-- start DATA FOR THE TASK --

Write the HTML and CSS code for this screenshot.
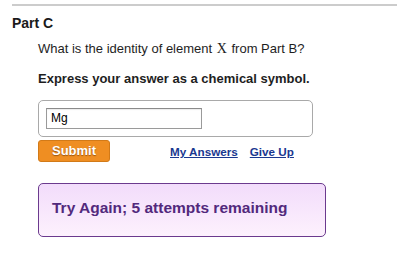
FILE: index.html
```
<!DOCTYPE html>
<html>
<head>
<meta charset="utf-8">
<link rel="stylesheet" href="styles.css">
</head>
<body>
<div class="page">
  <div class="rule"></div>
  <h2 class="part-title">Part C</h2>
  <div class="content">
    <p class="question">What is the identity of element <span class="math">X</span> from Part B?</p>
    <p class="instruction">Express your answer as a chemical symbol.</p>
    <div class="answer-box">
      <div class="answer-input">Mg</div>
    </div>
    <div class="actions">
      <button class="submit">Submit</button>
      <div class="links">
        <a class="link" href="#">My Answers</a>
        <a class="link" href="#">Give Up</a>
      </div>
    </div>
    <div class="feedback">Try Again; 5 attempts remaining</div>
  </div>
</div>
</body>
</html>
```
FILE: styles.css
```
html, body {
  margin: 0;
  padding: 0;
  background: #ffffff;
}
body {
  font-family: "Liberation Sans", Arial, sans-serif;
  color: #1e1e1e;
}
.page {
  padding: 4px 0 0 12px;
}
.rule {
  height: 2px;
  background: #cccccc;
}
.part-title {
  margin: 9px 0 0 0;
  font-size: 14px;
  line-height: 16px;
  font-weight: bold;
  color: #1a1a1a;
}
.content {
  padding-left: 26px;
}
.question {
  margin: 11px 0 0 0;
  font-size: 13px;
  line-height: 14px;
  color: #1e1e1e;
}
.math {
  font-family: "Liberation Serif", "Times New Roman", serif;
  font-size: 14px;
  padding: 0 1px;
}
.instruction {
  margin: 16px 0 0 0;
  font-size: 13px;
  line-height: 14px;
  font-weight: bold;
  color: #1e1e1e;
}
.answer-box {
  margin-top: 14px;
  width: 259px;
  padding: 7px;
  border: 1px solid #a9a9a9;
  border-radius: 5px;
}
.answer-input {
  width: 150px;
  height: 19px;
  border: 1px solid #9a9a9a;
  border-top-color: #8a8a8a;
  padding-left: 4px;
  font-size: 12px;
  line-height: 19px;
  color: #000000;
  box-shadow: inset 0 1px 1px rgba(0,0,0,0.08);
}
.actions {
  margin-top: 3px;
  display: flex;
  align-items: center;
}
.submit {
  width: 72px;
  height: 22px;
  margin: 0;
  padding: 0;
  border: 1px solid #d27a18;
  border-radius: 3px;
  background: #ef8e22;
  color: #ffffff;
  font-family: "Liberation Sans", Arial, sans-serif;
  font-size: 13px;
  font-weight: bold;
  line-height: 20px;
  text-shadow: 0 1px 1px rgba(90,40,0,0.55);
}
.links {
  display: flex;
  gap: 12px;
  margin-left: 60px;
  padding-top: 1px;
}
.link {
  font-size: 11.7px;
  font-weight: bold;
  color: #1a3890;
  text-decoration: underline;
}
.feedback {
  margin-top: 21px;
  width: 260px;
  padding: 15px 13px 19px 13px;
  border: 1px solid #6b3a8e;
  border-radius: 5px;
  background: linear-gradient(to bottom, #f2dcfb, #fdf1fd);
  color: #52297c;
  font-size: 15.5px;
  line-height: 18px;
  font-weight: bold;
}
```
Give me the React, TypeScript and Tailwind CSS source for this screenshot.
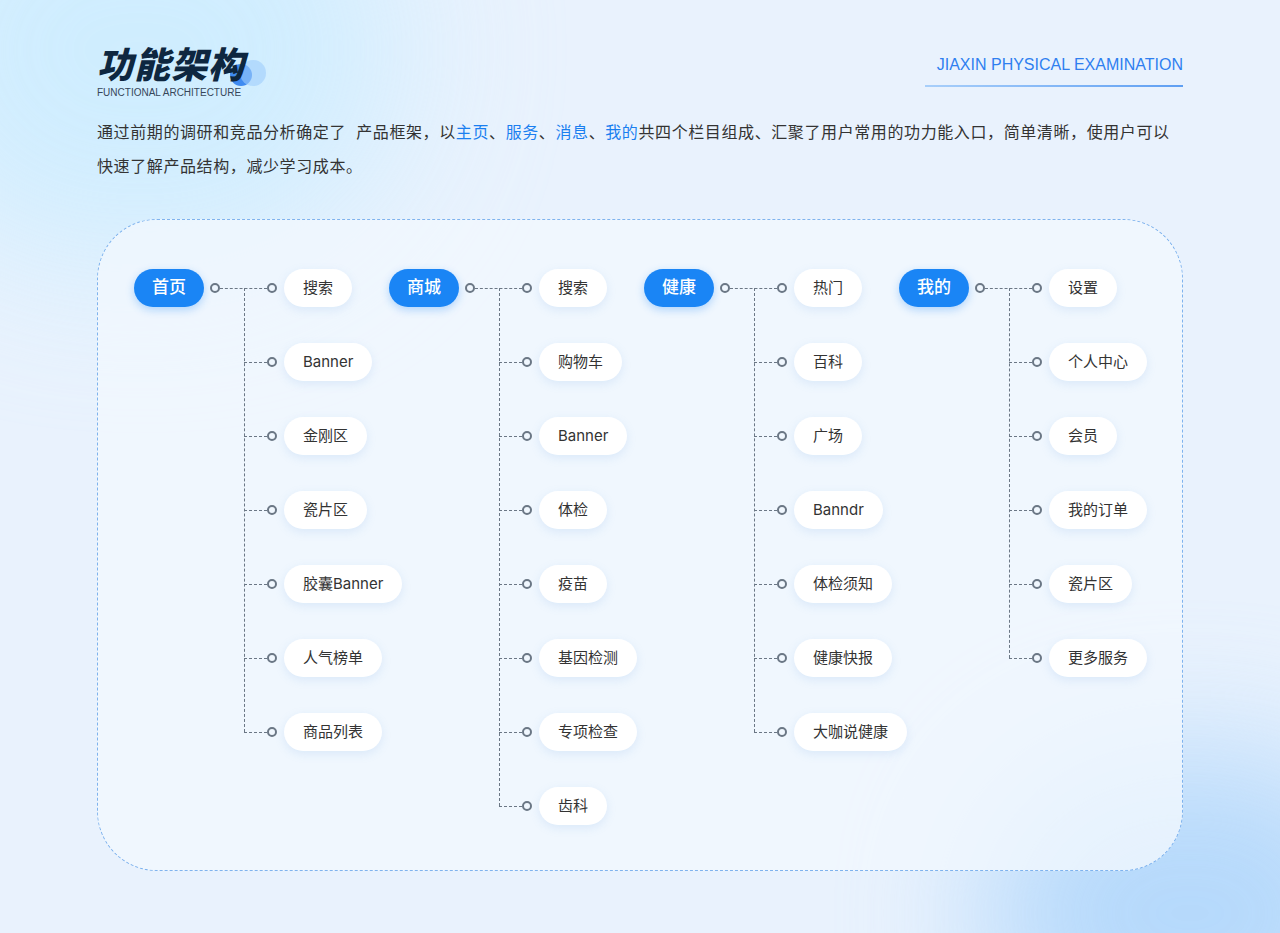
import React from "react";

const cols: { h: string; items: string[] }[] = [
  { h: "首页", items: ["搜索", "Banner", "金刚区", "瓷片区", "胶囊Banner", "人气榜单", "商品列表"] },
  { h: "商城", items: ["搜索", "购物车", "Banner", "体检", "疫苗", "基因检测", "专项检查", "齿科"] },
  { h: "健康", items: ["热门", "百科", "广场", "Banndr", "体检须知", "健康快报", "大咖说健康"] },
  { h: "我的", items: ["设置", "个人中心", "会员", "我的订单", "瓷片区", "更多服务"] },
];

const Dot = () => <div className="w-[10px] h-[10px] rounded-full border-2 border-[#6b7785] shrink-0" />;
const Dash = ({ w }: { w: string }) => <div className={`${w} shrink-0 border-t border-dashed border-[#6b7785]`} />;
const Pill = ({ t }: { t: string }) => (
  <div className="h-[38px] px-[19px] flex items-center rounded-full bg-white text-[15px] text-[#333] shadow-[0_3px_10px_rgba(120,170,230,0.18)] whitespace-nowrap">{t}</div>
);

export default function App() {
  return (
    <div className="relative w-[1280px] h-[933px] overflow-hidden bg-[#e9f2fd]" style={{ fontFamily: "Inter, 'Noto Sans CJK SC', sans-serif" }}>
      <div className="absolute -left-[120px] -top-[160px] w-[520px] h-[420px] rounded-full bg-[#c9ecff] blur-[80px] opacity-80" />
      <div className="absolute -right-[120px] -bottom-[140px] w-[420px] h-[320px] rounded-full bg-[#a9d3fb] blur-[70px] opacity-80" />
      <div className="relative px-[97px] pt-[44px]">
        <div className="flex justify-between items-start">
          <div className="relative">
            <div className="absolute left-[133px] top-[20px] w-[22px] h-[22px] rounded-full bg-[#2f7ff0] opacity-90" />
            <div className="absolute left-[143px] top-[16px] w-[26px] h-[26px] rounded-full bg-[#9fcdfb] opacity-60" />
            <div className="relative text-[36px] leading-[42px] font-black italic text-[#0e2740] tracking-[1px]">功能架构</div>
            <div className="text-[10px] text-[#36465a] -mt-[1px]" style={{ fontFamily: "'Liberation Sans', sans-serif" }}>FUNCTIONAL ARCHITECTURE</div>
          </div>
          <div className="w-[258px] flex flex-col items-end">
            <div className="text-[16px] text-[#2f7ff0] mt-[9px]" style={{ fontFamily: "'Liberation Sans', sans-serif" }}>JIAXIN PHYSICAL EXAMINATION</div>
            <div className="mt-[8px] w-full h-[2px] bg-gradient-to-r from-[#a8cffa] to-[#5f9ff2]" />
          </div>
        </div>
        <p className="mt-[15px] text-[16px] leading-[34px] text-[#333] tracking-[0.6px]">
          通过前期的调研和竞品分析确定了&nbsp; 产品框架，以<span className="text-[#1a7ff0]">主页</span>、<span className="text-[#1a7ff0]">服务</span>、<span className="text-[#1a7ff0]">消息</span>、<span className="text-[#1a7ff0]">我的</span>共四个栏目组成、汇聚了用户常用的功力能入口，简单清晰，使用户可以<br />快速了解产品结构，减少学习成本。
        </p>
        <div className="mt-[36px] h-[652px] rounded-[60px] border border-dashed border-[#7fb3ee] bg-[#f1f7fe]/80 pl-[36px] pt-[49px] flex items-start">
          {cols.map((c) => (
            <div key={c.h} className="relative w-[255px] shrink-0 flex flex-col gap-[36px]">
              <div className="absolute left-[110px] top-[19px] bottom-[19px] border-l border-dashed border-[#6b7785]" />
              <div className="flex items-center h-[38px]">
                <div className="w-[70px] h-[38px] rounded-full bg-[#1a85f5] text-white text-[17px] font-medium flex items-center justify-center shadow-[0_3px_8px_rgba(26,133,245,0.3)]">{c.h}</div>
                <div className="ml-[6px]"><Dot /></div>
                <Dash w="w-[47px]" />
                <Dot />
                <div className="ml-[7px]"><Pill t={c.items[0]} /></div>
              </div>
              {c.items.slice(1).map((it, i) => (
                <div key={i} className="flex items-center h-[38px] pl-[110px]">
                  <Dash w="w-[23px]" />
                  <Dot />
                  <div className="ml-[7px]"><Pill t={it} /></div>
                </div>
              ))}
            </div>
          ))}
        </div>
      </div>
    </div>
  );
}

-- end DATA FOR THE TASK --

WHAT IS NEEDED:
Print the records word for word and exclude any picture they hold.

EXERCISE RESPONSE:
Write the HTML and CSS code for this screenshot.
FILE: index.html
```
<!DOCTYPE html>
<html>
<head>
<meta charset="utf-8">
<link rel="stylesheet" href="styles.css">
</head>
<body>
<div class="page">
  <div class="rule"></div>
  <h2 class="part-title">Part C</h2>
  <div class="content">
    <p class="question">What is the identity of element <span class="math">X</span> from Part B?</p>
    <p class="instruction">Express your answer as a chemical symbol.</p>
    <div class="answer-box">
      <div class="answer-input">Mg</div>
    </div>
    <div class="actions">
      <button class="submit">Submit</button>
      <div class="links">
        <a class="link" href="#">My Answers</a>
        <a class="link" href="#">Give Up</a>
      </div>
    </div>
    <div class="feedback">Try Again; 5 attempts remaining</div>
  </div>
</div>
</body>
</html>
```
FILE: styles.css
```
html, body {
  margin: 0;
  padding: 0;
  background: #ffffff;
}
body {
  font-family: "Liberation Sans", Arial, sans-serif;
  color: #1e1e1e;
}
.page {
  padding: 4px 0 0 12px;
}
.rule {
  height: 2px;
  background: #cccccc;
}
.part-title {
  margin: 9px 0 0 0;
  font-size: 14px;
  line-height: 16px;
  font-weight: bold;
  color: #1a1a1a;
}
.content {
  padding-left: 26px;
}
.question {
  margin: 11px 0 0 0;
  font-size: 13px;
  line-height: 14px;
  color: #1e1e1e;
}
.math {
  font-family: "Liberation Serif", "Times New Roman", serif;
  font-size: 14px;
  padding: 0 1px;
}
.instruction {
  margin: 16px 0 0 0;
  font-size: 13px;
  line-height: 14px;
  font-weight: bold;
  color: #1e1e1e;
}
.answer-box {
  margin-top: 14px;
  width: 259px;
  padding: 7px;
  border: 1px solid #a9a9a9;
  border-radius: 5px;
}
.answer-input {
  width: 150px;
  height: 19px;
  border: 1px solid #9a9a9a;
  border-top-color: #8a8a8a;
  padding-left: 4px;
  font-size: 12px;
  line-height: 19px;
  color: #000000;
  box-shadow: inset 0 1px 1px rgba(0,0,0,0.08);
}
.actions {
  margin-top: 3px;
  display: flex;
  align-items: center;
}
.submit {
  width: 72px;
  height: 22px;
  margin: 0;
  padding: 0;
  border: 1px solid #d27a18;
  border-radius: 3px;
  background: #ef8e22;
  color: #ffffff;
  font-family: "Liberation Sans", Arial, sans-serif;
  font-size: 13px;
  font-weight: bold;
  line-height: 20px;
  text-shadow: 0 1px 1px rgba(90,40,0,0.55);
}
.links {
  display: flex;
  gap: 12px;
  margin-left: 60px;
  padding-top: 1px;
}
.link {
  font-size: 11.7px;
  font-weight: bold;
  color: #1a3890;
  text-decoration: underline;
}
.feedback {
  margin-top: 21px;
  width: 260px;
  padding: 15px 13px 19px 13px;
  border: 1px solid #6b3a8e;
  border-radius: 5px;
  background: linear-gradient(to bottom, #f2dcfb, #fdf1fd);
  color: #52297c;
  font-size: 15.5px;
  line-height: 18px;
  font-weight: bold;
}
```
Give me the React, TypeScript and Tailwind CSS source for this screenshot.
import React from "react";

const cols: { h: string; items: string[] }[] = [
  { h: "首页", items: ["搜索", "Banner", "金刚区", "瓷片区", "胶囊Banner", "人气榜单", "商品列表"] },
  { h: "商城", items: ["搜索", "购物车", "Banner", "体检", "疫苗", "基因检测", "专项检查", "齿科"] },
  { h: "健康", items: ["热门", "百科", "广场", "Banndr", "体检须知", "健康快报", "大咖说健康"] },
  { h: "我的", items: ["设置", "个人中心", "会员", "我的订单", "瓷片区", "更多服务"] },
];

const Dot = () => <div className="w-[10px] h-[10px] rounded-full border-2 border-[#6b7785] shrink-0" />;
const Dash = ({ w }: { w: string }) => <div className={`${w} shrink-0 border-t border-dashed border-[#6b7785]`} />;
const Pill = ({ t }: { t: string }) => (
  <div className="h-[38px] px-[19px] flex items-center rounded-full bg-white text-[15px] text-[#333] shadow-[0_3px_10px_rgba(120,170,230,0.18)] whitespace-nowrap">{t}</div>
);

export default function App() {
  return (
    <div className="relative w-[1280px] h-[933px] overflow-hidden bg-[#e9f2fd]" style={{ fontFamily: "Inter, 'Noto Sans CJK SC', sans-serif" }}>
      <div className="absolute -left-[120px] -top-[160px] w-[520px] h-[420px] rounded-full bg-[#c9ecff] blur-[80px] opacity-80" />
      <div className="absolute -right-[120px] -bottom-[140px] w-[420px] h-[320px] rounded-full bg-[#a9d3fb] blur-[70px] opacity-80" />
      <div className="relative px-[97px] pt-[44px]">
        <div className="flex justify-between items-start">
          <div className="relative">
            <div className="absolute left-[133px] top-[20px] w-[22px] h-[22px] rounded-full bg-[#2f7ff0] opacity-90" />
            <div className="absolute left-[143px] top-[16px] w-[26px] h-[26px] rounded-full bg-[#9fcdfb] opacity-60" />
            <div className="relative text-[36px] leading-[42px] font-black italic text-[#0e2740] tracking-[1px]">功能架构</div>
            <div className="text-[10px] text-[#36465a] -mt-[1px]" style={{ fontFamily: "'Liberation Sans', sans-serif" }}>FUNCTIONAL ARCHITECTURE</div>
          </div>
          <div className="w-[258px] flex flex-col items-end">
            <div className="text-[16px] text-[#2f7ff0] mt-[9px]" style={{ fontFamily: "'Liberation Sans', sans-serif" }}>JIAXIN PHYSICAL EXAMINATION</div>
            <div className="mt-[8px] w-full h-[2px] bg-gradient-to-r from-[#a8cffa] to-[#5f9ff2]" />
          </div>
        </div>
        <p className="mt-[15px] text-[16px] leading-[34px] text-[#333] tracking-[0.6px]">
          通过前期的调研和竞品分析确定了&nbsp; 产品框架，以<span className="text-[#1a7ff0]">主页</span>、<span className="text-[#1a7ff0]">服务</span>、<span className="text-[#1a7ff0]">消息</span>、<span className="text-[#1a7ff0]">我的</span>共四个栏目组成、汇聚了用户常用的功力能入口，简单清晰，使用户可以<br />快速了解产品结构，减少学习成本。
        </p>
        <div className="mt-[36px] h-[652px] rounded-[60px] border border-dashed border-[#7fb3ee] bg-[#f1f7fe]/80 pl-[36px] pt-[49px] flex items-start">
          {cols.map((c) => (
            <div key={c.h} className="relative w-[255px] shrink-0 flex flex-col gap-[36px]">
              <div className="absolute left-[110px] top-[19px] bottom-[19px] border-l border-dashed border-[#6b7785]" />
              <div className="flex items-center h-[38px]">
                <div className="w-[70px] h-[38px] rounded-full bg-[#1a85f5] text-white text-[17px] font-medium flex items-center justify-center shadow-[0_3px_8px_rgba(26,133,245,0.3)]">{c.h}</div>
                <div className="ml-[6px]"><Dot /></div>
                <Dash w="w-[47px]" />
                <Dot />
                <div className="ml-[7px]"><Pill t={c.items[0]} /></div>
              </div>
              {c.items.slice(1).map((it, i) => (
                <div key={i} className="flex items-center h-[38px] pl-[110px]">
                  <Dash w="w-[23px]" />
                  <Dot />
                  <div className="ml-[7px]"><Pill t={it} /></div>
                </div>
              ))}
            </div>
          ))}
        </div>
      </div>
    </div>
  );
}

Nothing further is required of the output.